Then Moses set out with Joshua his aide. And Moses went up the mountain of God.
At the end of my senior year of high school, my older sister graduated from college and returned home for the summer. I was in the middle of physically training for a trip to Israel. Just four years prior, my sister had also taken this trip. She looked at my training plan and informed me that my training was insufficient. Taking it into her hands, my sister decided that three or four times a week, she would take me to Sanctuary Woods on the south side of Holland and we would climb the 170 wooden steps in our hiking boots. We climbed up, turned around, climbed down, turned around, climbed up… over and over.
Besides physical training, the Israel trip required participants to memorize Bible verses for various places in the trip, but memorizing Bible verses was and is terrifying to me. I remember sitting in the back row of a Bible class in sixth grade during a Bible memory quiz. I fought back tears over not being able to remember the exact phrasing of the verse. My emotions beat on me. How could a pastor’s daughter be so bad at remembering the exact words of the Bible? In preparation, my mom and I had drawn pictures to represent various words. She and I had developed motions to go along with the phrases. After working with my mom, I had gently jumped on the trampoline and had rhythmically bounced a basketball on the front drive. With each repetitive movement, I had the verse in front of me, as I desperately tried to memorize it. So the quiz? Yes, I failed it.
As my sister and I climbed up and down the stairs, she began quizzing me on the seven Bible verses I had to memorize for the Israel trip. The fears of memorizing whizzed back to me, but my sister started with short phrases and I repeated them as we stepped. Seven passages from all over the Bible. Eventually, after thousands of steps and hundreds of repetition, my sister decided we should just laminate the verses and put them on a keyring for me to carry. After all, if pictures, motions, and kinetic movement couldn’t get memory verses in my head in sixth grade, what would?
Yet, while I climbed those wooden stairs, half hating my sister for putting me through such a wretched regimen and half hating the impending trip for making me fail at memorizing Bible verses once again, one verse lodged itself in my memory as its rhythm met my boots’ rhythmic thumping.
Then MOses set OUT with JOSHua his AIDE. And MOses went UP the MOUNtain of GOD.
Step, step, step, step. I imagined Moses as this old man, climbing the mountain. My brain fought with my body: if Moses climbed that mountain multiple times to hear God’s voice, to carry the Ten Commandments, to carry the second copy of the Ten Commandments, and to hear God’s voice some more, then dear Lord, I can take the next step and I can get to the top of these stairs!!!
Almost exactly seven years later, I climbed Flattop Mountain outside of Anchorage, AK. Once again, my sister accompanied me, but there was also my older brother, his best friend, and my husband. The mountain’s steep path turned into gravel rocks which turned into boulders. The guys scrambled ahead, out of my view. I tried to push the fear of slipping and falling on the loose rocks and the thoughts of inadequacy from my mind and focus on my feet thumping slowly and rhythmically along the path. A familiar verse, lodged deep in my memory, started to pound. The image of Moses appeared as I took my next step.

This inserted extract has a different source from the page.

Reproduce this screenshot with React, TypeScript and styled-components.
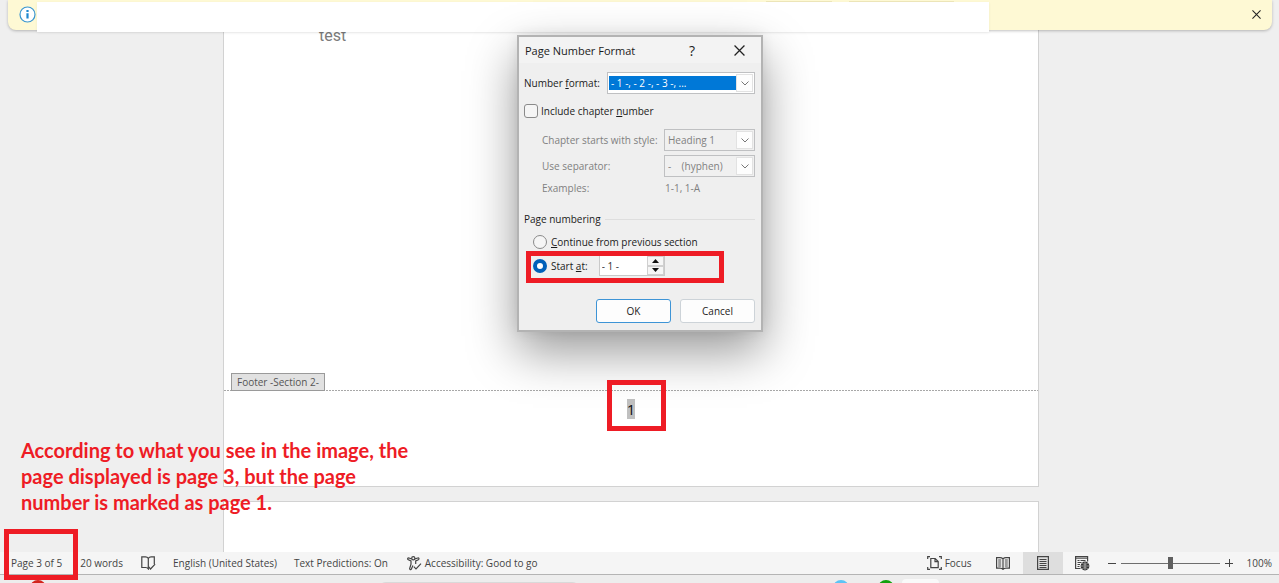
import React, { useState } from "react";
import styled, { createGlobalStyle, css } from "styled-components";

const GlobalStyle = createGlobalStyle`
  *, *::before, *::after { box-sizing: border-box; }
  body { margin: 0; background: #efefef; }
  body, button, input, select { font-family: "Open Sans", "Noto Sans", sans-serif; font-size: 10px; }
`;

const RED = "#ee1c25";

const Shell = styled.div`
  position: relative;
  display: flex;
  flex-direction: column;
  height: 100vh;
  overflow: hidden;
  color: #222;
`;

/* ---------- notice bar ---------- */
const Notice = styled.header`
  position: relative;
  z-index: 2;
  display: flex;
  align-items: flex-start;
  flex: none;
  height: 30px;
  margin: 0 7px 0 8px;
  background: #fef9d4;
  border-radius: 0 0 8px 8px;
  box-shadow: 0 1px 3px rgba(0, 0, 0, 0.25);
`;

const NoticeIcon = styled.span`
  display: flex;
  width: 29px;
  padding: 6px 0 0 11px;
`;

const NoticeBody = styled.div`
  flex: 952 1 0;
`;

const NoticeEdges = styled.div`
  display: flex;
  justify-content: flex-end;
  gap: 17px;
  height: 2px;
  padding: 1px 35px 0 0;
`;

const NoticeEdge = styled.span<{ $width: number }>`
  width: ${(p) => p.$width}px;
  background: #ece5b8;
`;

const NoticeCover = styled.div`
  height: 30px;
  background: #fff;
  box-shadow: 0 1px 3px rgba(0, 0, 0, 0.06);
`;

const NoticeEnd = styled.div`
  display: flex;
  flex: 277 1 0;
  justify-content: flex-end;
  padding: 4px 6px 0 0;
`;

const IconButton = styled.button`
  display: flex;
  align-items: center;
  justify-content: center;
  width: 20px;
  height: 20px;
  padding: 0;
  border: 0;
  background: none;
  color: #222;
`;

/* ---------- document ---------- */
const Workspace = styled.main`
  position: relative;
  display: flex;
  flex: 1 1 0;
  flex-direction: column;
  align-items: center;
  gap: 14px;
  min-height: 0;
  margin-top: -10px;
  padding-right: 17px;
  overflow: hidden;
`;

const Page = styled.section`
  display: flex;
  flex: none;
  flex-direction: column;
  width: 100%;
  max-width: 816px;
  border: 1px solid #d2d2d2;
  background: #fff;
`;

const FirstPage = styled(Page)`
  height: 467px;
  border-top: 0;
`;

const NextPage = styled(Page)`
  height: 400px;
`;

const PageText = styled.p`
  flex: 1;
  margin: 0;
  padding: 6px 95px 0;
  color: #7b7b7b;
  font-family: Roboto, "Liberation Sans", sans-serif;
  font-size: 16px;
  line-height: 20px;
`;

const FooterTag = styled.div`
  position: relative;
  z-index: 1;
  align-self: flex-start;
  height: 18px;
  margin: 0 0 -1px 7px;
  padding: 0 5px;
  border: 1px solid #9a9a9a;
  background: #e1e1e1;
  color: #555;
  line-height: 16px;
`;

const FooterArea = styled.footer`
  display: flex;
  flex-direction: column;
  align-items: center;
  height: 96px;
`;

const FooterRule = styled.div`
  width: 100%;
  height: 1px;
  margin-bottom: 8px;
  background: repeating-linear-gradient(90deg, #a8a8a8 0 2px, #fff 2px 3px);
`;

const PageNumber = styled.span`
  position: relative;
  height: 20px;
  background: #c0c0c0;
  color: #111;
  font-size: 15px;
  line-height: 20px;
`;

const Note = styled.p`
  position: absolute;
  left: 21px;
  top: 417px;
  width: 400px;
  margin: 0;
  color: ${RED};
  font-family: Lato, "Open Sans", sans-serif;
  font-size: 20px;
  font-weight: 700;
  line-height: 26px;
`;

/* Red rectangle drawn over whatever it calls out. */
const Marker = styled.span<{ $inset: string }>`
  position: absolute;
  z-index: 4;
  inset: ${(p) => p.$inset};
  border: 5px solid ${RED};
  pointer-events: none;
`;

/* ---------- dialog ---------- */
const DialogLayer = styled.div`
  position: absolute;
  z-index: 3;
  inset: 0;
  display: flex;
  align-items: flex-start;
  justify-content: center;
  padding: 35px 0 0 1px;
  pointer-events: none;
`;

const Dialog = styled.form`
  width: 246px;
  border: 2px solid #b3b3b3;
  background: #efefef;
  box-shadow: 0 20px 46px rgba(0, 0, 0, 0.4), 0 0 12px rgba(0, 0, 0, 0.08);
  color: #1b1b1b;
  pointer-events: auto;
`;

const TitleBar = styled.div`
  display: flex;
  align-items: center;
  height: 26px;
  padding: 0 12px 0 6px;
  background: #f3f3f3;
`;

const Title = styled.h1`
  flex: 1;
  margin: 0;
  font-size: 11px;
  font-weight: 400;
`;

const TitleButton = styled(IconButton)`
  margin-left: 27px;
  font-size: 14px;

  &:first-of-type { margin-left: 0; }
`;

const DialogBody = styled.div`
  display: flex;
  flex-direction: column;
  padding: 9px 6px 7px 5px;
`;

const Row = styled.div<{ $height: number; $top?: number; $indent?: number; $muted?: boolean }>`
  position: relative;
  display: flex;
  align-items: center;
  height: ${(p) => p.$height}px;
  margin-top: ${(p) => p.$top ?? 0}px;
  padding-left: ${(p) => p.$indent ?? 0}px;
  ${(p) => p.$muted && css`color: #808080;`}
`;

const FieldLabel = styled.label`
  flex: 1;
  white-space: nowrap;
`;

const SelectFrame = styled.span<{ $width: number; $active?: boolean }>`
  display: flex;
  width: ${(p) => p.$width}px;
  height: 22px;
  padding: 1px;
  border: 1px solid #bfc0c2;
  background: ${(p) => (p.$active ? "#fff" : "#f0f0f0")};
`;

const SelectBox = styled.select<{ $active?: boolean }>`
  flex: 1;
  min-width: 0;
  height: ${(p) => (p.$active ? 14 : 18)}px;
  margin: ${(p) => (p.$active ? 2 : 0)}px 0;
  padding: 0 2px;
  border: 0;
  border-radius: 0;
  appearance: none;
  background: ${(p) => (p.$active ? "#0078d7" : "transparent")};
  color: ${(p) => (p.$active ? "#fff" : "#808080")};
  opacity: 1;
  white-space: pre;
`;

const SelectArrow = styled.span`
  display: flex;
  align-items: center;
  justify-content: center;
  width: 17px;
  border: 1px solid #e2e2e2;
  background: #fdfdfd;
`;

const SampleText = styled.span`
  width: 90px;
`;

const CheckBox = styled.input`
  width: 14px;
  height: 14px;
  margin: 0 3px 0 0;
  border: 1px solid #8a8a8a;
  border-radius: 3px;
  appearance: none;
  background: #f5f5f5;

  &:checked { background: #005fb8; }
`;

const Radio = styled.input`
  width: 14px;
  height: 14px;
  margin: 0 4px 0 0;
  border: 1px solid #8a8a8a;
  border-radius: 50%;
  appearance: none;
  background: #f5f5f5;

  &:checked { border: 4px solid #0060b9; background: #fff; }
`;

const GroupLabel = styled.span`
  margin-right: 4px;
`;

const GroupRule = styled.span`
  flex: 1;
  height: 1px;
  background: #dedede;
`;

const Spinner = styled.span`
  display: flex;
  width: 66px;
  height: 21px;
  margin-left: 11px;
  border: 1px solid #c9c9c9;
  background: #fff;
`;

const SpinnerInput = styled.input`
  flex: 1;
  min-width: 0;
  padding: 0 2px;
  border: 0;
  background: none;
  color: #333;
`;

const SpinnerKeys = styled.span`
  display: flex;
  flex-direction: column;
  width: 17px;
`;

const SpinnerKey = styled.button`
  display: flex;
  flex: 1;
  align-items: center;
  justify-content: center;
  padding: 0;
  border: 1px solid #d0d0d0;
  background: #f6f6f6;
`;

const Actions = styled.div`
  display: flex;
  justify-content: flex-end;
  gap: 9px;
  margin-top: 23px;
`;

const ActionButton = styled.button<{ $primary?: boolean }>`
  width: 75px;
  height: 24px;
  padding: 0;
  border: 1px solid ${(p) => (p.$primary ? "#3d94d6" : "#cdd3d8")};
  border-radius: 3px;
  background: #fdfdfd;
  color: #1b1b1b;
`;

/* ---------- status bar ---------- */
const StatusBar = styled.footer`
  position: relative;
  display: flex;
  flex: none;
  align-items: center;
  justify-content: space-between;
  height: 23px;
  padding: 0 7px 0 11px;
  border-bottom: 1px solid #b4b4b4;
  background: #f5f5f5;
  color: #444;
  white-space: nowrap;
`;

const StatusGroup = styled.div`
  display: flex;
  align-items: center;
  height: 22px;
`;

const StatusItem = styled.button<{ $gap?: number }>`
  position: relative;
  display: flex;
  align-items: center;
  gap: 3px;
  height: 22px;
  margin-left: ${(p) => p.$gap ?? 0}px;
  padding: 0;
  border: 0;
  background: none;
  color: inherit;
`;

const ViewButton = styled(StatusItem)<{ $on?: boolean }>`
  justify-content: center;
  width: 40px;
  background: ${(p) => (p.$on ? "#dedede" : "transparent")};
`;

const Zoom = styled.input`
  width: 99px;
  height: 12px;
  margin: 0 5px;
  appearance: none;
  background: linear-gradient(#6e6e6e, #6e6e6e) center / 100% 1px no-repeat;

  &::-webkit-slider-thumb {
    width: 5px;
    height: 12px;
    appearance: none;
    background: #5f5f5f;
  }
`;

/* ---------- strip below the window ---------- */
const Strip = styled.div`
  display: flex;
  flex: none;
  align-items: flex-start;
  height: 8px;
  overflow: hidden;
  background: #ededed;
`;

const Dot = styled.span<{ $color: string; $left: number }>`
  flex: none;
  width: 16px;
  height: 16px;
  margin: 5px 0 0 ${(p) => p.$left}px;
  border-radius: 50%;
  background: ${(p) => p.$color};
`;

const Pill = styled.span`
  flex: none;
  width: 202px;
  height: 16px;
  margin: 7px 0 0 332px;
  border-radius: 8px;
  background: #d9d9d9;
`;

const Tab = styled.span`
  width: 37px;
  height: 16px;
  margin: 4px 0 0 8px;
  border-radius: 4px;
  background: #f9f9f9;
`;

/* ---------- drawings ---------- */
const stroke = { fill: "none", stroke: "currentColor", strokeWidth: 1 } as const;

const InfoIcon = () => (
  <svg width="17" height="17" viewBox="0 0 17 17">
    <circle cx="8.5" cy="8.5" r="7.5" fill="#fff" stroke="#3a96d0" strokeWidth="1.2" />
    <path d="M8.5 4v2M8.5 7.2v5.3" stroke="#1e88d0" strokeWidth="2.2" />
  </svg>
);

const Cross = ({ size }: { size: number }) => (
  <svg width={size} height={size} viewBox="0 0 10 10">
    <path d="M.5.5l9 9M9.5.5l-9 9" fill="none" stroke="currentColor" strokeWidth="1.15" />
  </svg>
);

const Chevron = () => (
  <svg width="8" height="5" viewBox="0 0 8 5">
    <path d="M.5.5L4 4 7.5.5" fill="none" stroke="#777" />
  </svg>
);

const Triangle = ({ down }: { down?: boolean }) => (
  <svg width="7" height="4" viewBox="0 0 7 4">
    <path d={down ? "M0 0h7L3.5 4z" : "M0 4h7L3.5 0z"} fill="#111" />
  </svg>
);

const ProofIcon = () => (
  <svg width="15" height="14" viewBox="0 0 15 14" {...stroke} strokeWidth={1.2}>
    <path d="M7.3 2.3C6.5 1.2 5.5.9 4.5.9H.8v10.600h3.900c1 0 1.900.4 2.600 1.400V2.300C8.100 1.200 9.100.9 10.100.9h3.200v7" />
    <path d="M7.500 10.700l2 2.300 4.600-4.800" />
  </svg>
);

const AccessIcon = () => (
  <svg width="15" height="15" viewBox="0 0 15 15" {...stroke} strokeWidth={1.2}>
    <circle cx="6.300" cy="2.300" r="1.600" />
    <path d="M4.600 2.900L1.900 2C.7 1.700.2 3.200 1.300 3.700l2.700 1.200v3.200L2.700 12.400c-.3 1.300 1.200 1.800 1.700.7l1.500-3.500" />
    <path d="M8 2.900l2.800-.9c1.200-.3 1.700 1.200.6 1.700L8.700 4.900v3" />
    <path d="M6.800 10.600l2.200 2.300 5-5.300" />
  </svg>
);

const FocusIcon = () => (
  <svg width="15" height="14" viewBox="0 0 15 14" {...stroke} strokeWidth={1.2}>
    <path d="M3 .7H.7V3M12 .7h2.300V3M3 13.300H.7V11M12 13.300h2.300V11" />
    <path d="M3.800 2.500h4.400l3 3v6.200H3.800zM8 2.500v3.200h3.200" />
  </svg>
);

const ReadIcon = () => (
  <svg width="14" height="13" viewBox="0 0 14 13" {...stroke}>
    <path d="M7 1.800C6 .9 5 .6 4 .6H.6v10.500H4c1.200 0 2.200.3 3 1.300.8-1 1.800-1.300 3-1.300h3.400V.6H10c-1 0-2 .3-3 1.200zv10.500" strokeWidth="1.2" />
    <path d="M2.200 3h3M2.200 5h3M2.200 7h3M2.200 9h3M8.800 3h3M8.800 5h3M8.800 7h3M8.800 9h3" />
  </svg>
);

const PrintIcon = () => (
  <svg width="12" height="14" viewBox="0 0 12 14" {...stroke}>
    <path d="M.6.6h10.800v12.800H.6z" strokeWidth="1.2" />
    <path d="M2.500 3.500h7M2.500 5.500h7M2.500 7.500h7M2.500 9.500h7M2.500 11.500h7" />
  </svg>
);

const WebIcon = () => (
  <svg width="15" height="15" viewBox="0 0 15 15" {...stroke}>
    <path d="M5.500 12.500H.6V.6h12v5" strokeWidth="1.2" />
    <path d="M.6 2.200h12M2.500 4.500h2M5.500 4.500h5M2.500 6.500h4M2.500 8.500h2.500M2.500 10.500h2" />
    <circle cx="10" cy="10" r="4.400" fill="#333" stroke="none" />
    <path d="M5.800 10h8.400M10 5.800v8.400M7.300 7.300c1.800 1.200 3.600 1.200 5.400 0M7.300 12.700c1.800-1.200 3.600-1.200 5.400 0" stroke="#ddd" strokeWidth=".6" />
  </svg>
);

const Minus = () => (
  <svg width="8" height="8" viewBox="0 0 8 8" {...stroke}><path d="M0 4.500h8" /></svg>
);
const Plus = () => (
  <svg width="8" height="8" viewBox="0 0 8 8" {...stroke}><path d="M0 4.500h8M4.500 0v8" /></svg>
);

export default function App() {
  const [mode, setMode] = useState("start");
  const [start, setStart] = useState(1);
  const [zoom, setZoom] = useState(100);

  return (
    <Shell>
      <GlobalStyle />
      <Notice>
        <NoticeIcon><InfoIcon /></NoticeIcon>
        <NoticeBody>
          <NoticeEdges>
            <NoticeEdge $width={66} />
            <NoticeEdge $width={105} />
          </NoticeEdges>
          <NoticeCover />
        </NoticeBody>
        <NoticeEnd>
          <IconButton aria-label="Close message"><Cross size={9} /></IconButton>
        </NoticeEnd>
      </Notice>

      <Workspace>
        <FirstPage>
          <PageText>test</PageText>
          <FooterTag>Footer -Section 2-</FooterTag>
          <FooterArea>
            <FooterRule />
            <PageNumber>
              1
              <Marker $inset="-19px -31px -12px -20px" />
            </PageNumber>
          </FooterArea>
        </FirstPage>
        <NextPage />
        <Note>
          According to what you see in the image, the page displayed is page 3, but the page
          number is marked as page 1.
        </Note>
      </Workspace>

      <StatusBar>
        <StatusGroup>
          <StatusItem>
            Page 3 of 5
            <Marker $inset="-23px -16px -6px -7px" />
          </StatusItem>
          <StatusItem $gap={18}>20 words</StatusItem>
          <StatusItem $gap={18} aria-label="Proofing"><ProofIcon /></StatusItem>
          <StatusItem $gap={17}>English (United States)</StatusItem>
          <StatusItem $gap={17}>Text Predictions: On</StatusItem>
          <StatusItem $gap={19}><AccessIcon />Accessibility: Good to go</StatusItem>
        </StatusGroup>
        <StatusGroup>
          <StatusItem><FocusIcon />Focus</StatusItem>
          <ViewButton $gap={11} aria-label="Read mode"><ReadIcon /></ViewButton>
          <ViewButton $on aria-label="Print layout"><PrintIcon /></ViewButton>
          <ViewButton aria-label="Web layout"><WebIcon /></ViewButton>
          <StatusItem $gap={5} aria-label="Zoom out"><Minus /></StatusItem>
          <Zoom
            type="range"
            aria-label="Zoom"
            min={0}
            max={200}
            value={zoom}
            onChange={(e) => setZoom(Number(e.target.value))}
          />
          <StatusItem aria-label="Zoom in"><Plus /></StatusItem>
          <StatusItem $gap={14}>{zoom}%</StatusItem>
        </StatusGroup>
      </StatusBar>

      <Strip>
        <Dot $color="#d3241c" $left={30} />
        <Pill />
        <Dot $color="#5cc3f5" $left={253} />
        <Dot $color="#13a10e" $left={29} />
        <Tab />
      </Strip>

      <DialogLayer>
        <Dialog role="dialog" aria-labelledby="dialog-title" onSubmit={(e) => e.preventDefault()}>
          <TitleBar>
            <Title id="dialog-title">Page Number Format</Title>
            <TitleButton type="button" aria-label="Help">?</TitleButton>
            <TitleButton type="button" aria-label="Close"><Cross size={11} /></TitleButton>
          </TitleBar>
          <DialogBody>
            <Row $height={22}>
              <FieldLabel htmlFor="format">Number <u>f</u>ormat:</FieldLabel>
              <SelectFrame $width={148} $active>
                <SelectBox id="format" $active>
                  <option>- 1 -, - 2 -, - 3 -, ...</option>
                </SelectBox>
                <SelectArrow><Chevron /></SelectArrow>
              </SelectFrame>
            </Row>
            <Row $height={18} $top={8}>
              <CheckBox type="checkbox" id="chapter" />
              <label htmlFor="chapter">Include chapter <u>n</u>umber</label>
            </Row>
            <Row $height={22} $top={9} $indent={18} $muted>
              <FieldLabel htmlFor="style">Chapter starts with style:</FieldLabel>
              <SelectFrame $width={91}>
                <SelectBox id="style" disabled><option>Heading 1</option></SelectBox>
                <SelectArrow><Chevron /></SelectArrow>
              </SelectFrame>
            </Row>
            <Row $height={22} $top={4} $indent={18} $muted>
              <FieldLabel htmlFor="separator">Use separator:</FieldLabel>
              <SelectFrame $width={91}>
                <SelectBox id="separator" disabled>
                  <option>{"-\u00a0\u00a0\u00a0\u00a0(hyphen)"}</option>
                </SelectBox>
                <SelectArrow><Chevron /></SelectArrow>
              </SelectFrame>
            </Row>
            <Row $height={14} $top={4} $indent={18} $muted>
              <FieldLabel as="span">Examples:</FieldLabel>
              <SampleText>1-1, 1-A</SampleText>
            </Row>
            <Row $height={16} $top={16}>
              <GroupLabel>Page numbering</GroupLabel>
              <GroupRule />
            </Row>
            <Row $height={16} $top={7} $indent={9}>
              <Radio
                type="radio"
                name="numbering"
                id="continue"
                checked={mode === "continue"}
                onChange={() => setMode("continue")}
              />
              <label htmlFor="continue"><u>C</u>ontinue from previous section</label>
            </Row>
            <Row $height={21} $top={5} $indent={9}>
              <Radio
                type="radio"
                name="numbering"
                id="start"
                checked={mode === "start"}
                onChange={() => setMode("start")}
              />
              <label htmlFor="start">Start <u>a</u>t:</label>
              <Spinner>
                <SpinnerInput aria-label="Start at" value={`- ${start} -`} readOnly />
                <SpinnerKeys>
                  <SpinnerKey type="button" aria-label="Increase" onClick={() => setStart(start + 1)}>
                    <Triangle />
                  </SpinnerKey>
                  <SpinnerKey type="button" aria-label="Decrease" onClick={() => setStart(Math.max(0, start - 1))}>
                    <Triangle down />
                  </SpinnerKey>
                </SpinnerKeys>
              </Spinner>
              <Marker $inset="-4px 31px -7px 2px" />
            </Row>
            <Actions>
              <ActionButton type="submit" $primary>OK</ActionButton>
              <ActionButton type="button">Cancel</ActionButton>
            </Actions>
          </DialogBody>
        </Dialog>
      </DialogLayer>
    </Shell>
  );
}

“Then Moses set out.” I can do this. “With Joshua his aide.” I bet Joshua didn’t complain. “And Moses went up.” For the hundredth time, if Moses could do it, then I can, too! “The Mountain of God.” See mountain? I’m taking you down. Or, climbing you up. Whatever. “Moses set out.” Just how old was he? “With Joshua his aide.” More my age. “And Moses went up.” Another two steps. “The Mountain of God.” Okay, God. I’m coming.